**REQUIRED TASK**
Copy exactly, and only, the lines below from the first through the one containing "string[]; plus?: boolean;", both included; pictures are omitted.

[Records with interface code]
-- begin --

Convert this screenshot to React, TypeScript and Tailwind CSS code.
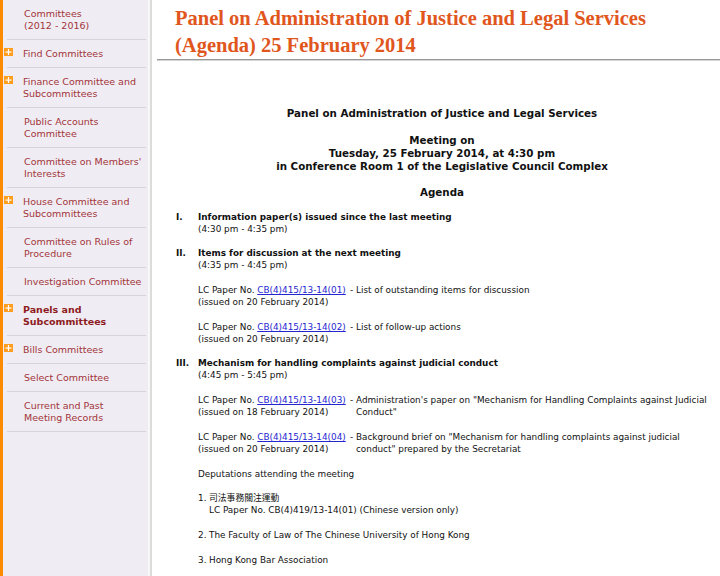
import React from "react";

type NavItem = { lines: string[]; plus?: boolean; bold?: boolean };

const nav: NavItem[] = [
  { lines: ["Committees", "(2012 - 2016)"] },
  { lines: ["Find Committees"], plus: true },
  { lines: ["Finance Committee and", "Subcommittees"], plus: true },
  { lines: ["Public Accounts", "Committee"] },
  { lines: ["Committee on Members'", "Interests"] },
  { lines: ["House Committee and", "Subcommittees"], plus: true },
  { lines: ["Committee on Rules of", "Procedure"] },
  { lines: ["Investigation Committee"] },
  { lines: ["Panels and", "Subcommittees"], plus: true, bold: true },
  { lines: ["Bills Committees"], plus: true },
  { lines: ["Select Committee"] },
  { lines: ["Current and Past", "Meeting Records"] },
];

function PlusBox() {
  return (
    <span className="absolute left-[1px] top-[8px] flex h-[8px] w-[9px] items-center justify-center bg-[#ff9d1e]">
      <svg width="7" height="6" viewBox="0 0 7 6">
        <rect x="0.5" y="2.5" width="6" height="1.2" fill="#fff" />
        <rect x="2.9" y="0" width="1.2" height="6" fill="#fff" />
      </svg>
    </span>
  );
}

function Sidebar() {
  return (
    <aside className="flex w-[148px] shrink-0 border-l-[3px] border-[#ff8c00] bg-[#efedf3]">
      <ul className="w-full">
        {nav.map((item, i) => (
          <li key={i}>
            <div
              className={
                "relative pb-[7px] pt-[8px] " + (item.plus ? "pl-[20px]" : "pl-[21px]")
              }
            >
              {item.plus && <PlusBox />}
              <a
                className={
                  "block text-[9.5px] leading-[12px] " +
                  (item.bold ? "font-bold text-[#8e1b22]" : "text-[#a3343a]")
                }
              >
                {item.lines.map((l, j) => (
                  <span key={j} className="block whitespace-nowrap">
                    {l}
                  </span>
                ))}
              </a>
            </div>
            <div className="ml-[4px] mr-[2px] h-px bg-[#d6d3dc]" />
          </li>
        ))}
      </ul>
    </aside>
  );
}

function Link({ children }: { children: React.ReactNode }) {
  return <a className="text-[#2626d0] underline">{children}</a>;
}

function PaperRow({
  no,
  issued,
  desc,
}: {
  no: string;
  issued: string;
  desc: React.ReactNode;
}) {
  return (
    <div className="mt-[12.7px] grid grid-cols-[152px_6px_1fr] pl-[34px] pr-[8px]">
      <div className="whitespace-nowrap">
        LC Paper No. <Link>{no}</Link>
        <br />
        (issued on {issued})
      </div>
      <div>-</div>
      <div>{desc}</div>
    </div>
  );
}

function Item({ num, title, time }: { num: string; title: string; time: string }) {
  return (
    <div className="mt-[12.7px] flex pl-[12px]">
      <span className="w-[22px] shrink-0 font-bold">{num}</span>
      <div>
        <div className="font-bold">{title}</div>
        <div>{time}</div>
      </div>
    </div>
  );
}

export default function App() {
  return (
    <div className="flex h-[576px] w-[720px] overflow-hidden bg-white font-['DejaVu_Sans','Noto_Sans_CJK_TC',sans-serif]">
      <Sidebar />
      <div className="w-[2px] shrink-0 bg-[#f7f7f7]" />
      <div className="w-[2px] shrink-0 bg-[#dcdcdc]" />
      <main className="min-w-0 flex-1 pl-[5px]">
        <h1 className="pl-[18px] pt-[5px] font-['Liberation_Serif',serif] text-[20.5px] font-bold leading-[27px] text-[#e0561d]">
          Panel on Administration of Justice and Legal Services
          <br />
          (Agenda) 25 February 2014
        </h1>
        <div className="h-[2px] border-t border-[#999] bg-[#d4d4d4]" />

        <div className="ml-[7px] text-[8.85px] leading-[12px] text-[#111]">
          <div className="mt-[46px] text-center text-[10.3px] font-bold leading-[13px]">
            <p>Panel on Administration of Justice and Legal Services</p>
            <p className="mt-[14px]">Meeting on</p>
            <p>Tuesday, 25 February 2014, at 4:30 pm</p>
            <p>in Conference Room 1 of the Legislative Council Complex</p>
            <p className="mt-[13px]">Agenda</p>
          </div>

          <div className="-mt-[1px]">
            <Item
              num="I."
              title="Information paper(s) issued since the last meeting"
              time="(4:30 pm - 4:35 pm)"
            />
            <Item
              num="II."
              title="Items for discussion at the next meeting"
              time="(4:35 pm - 4:45 pm)"
            />
            <PaperRow
              no="CB(4)415/13-14(01)"
              issued="20 February 2014"
              desc="List of outstanding items for discussion"
            />
            <PaperRow
              no="CB(4)415/13-14(02)"
              issued="20 February 2014"
              desc="List of follow-up actions"
            />
            <Item
              num="III."
              title="Mechanism for handling complaints against judicial conduct"
              time="(4:45 pm - 5:45 pm)"
            />
            <PaperRow
              no="CB(4)415/13-14(03)"
              issued="18 February 2014"
              desc={'Administration\'s paper on "Mechanism for Handling Complaints against Judicial Conduct"'}
            />
            <PaperRow
              no="CB(4)415/13-14(04)"
              issued="20 February 2014"
              desc={'Background brief on "Mechanism for handling complaints against judicial conduct" prepared by the Secretariat'}
            />

            <p className="mt-[12.7px] pl-[34px]">Deputations attending the meeting</p>
            <ol className="pl-[34px]">
              <li className="mt-[12.7px] flex">
                <span className="w-[11px] shrink-0">1.</span>
                <div>
                  <div className="text-[8.8px]">司法事務關注運動</div>
                  <div>LC Paper No. CB(4)419/13-14(01) (Chinese version only)</div>
                </div>
              </li>
              <li className="mt-[12.7px] flex">
                <span className="w-[11px] shrink-0">2.</span>
                <div>The Faculty of Law of The Chinese University of Hong Kong</div>
              </li>
              <li className="mt-[12.7px] flex">
                <span className="w-[11px] shrink-0">3.</span>
                <div>Hong Kong Bar Association</div>
              </li>
            </ol>
          </div>
        </div>
      </main>
    </div>
  );
}
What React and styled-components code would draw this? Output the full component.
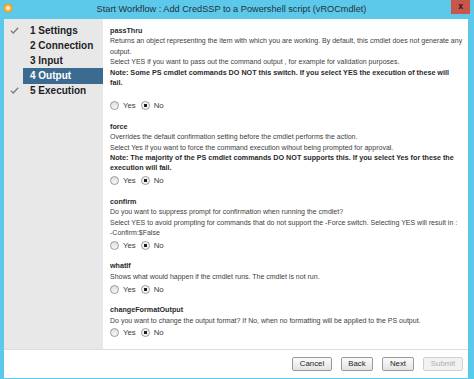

-- end --

**ANSWER FOR THE TASK**
Convert this screenshot to React, TypeScript and Tailwind CSS code.
import React from "react";

type NavItem = { lines: string[]; plus?: boolean; bold?: boolean };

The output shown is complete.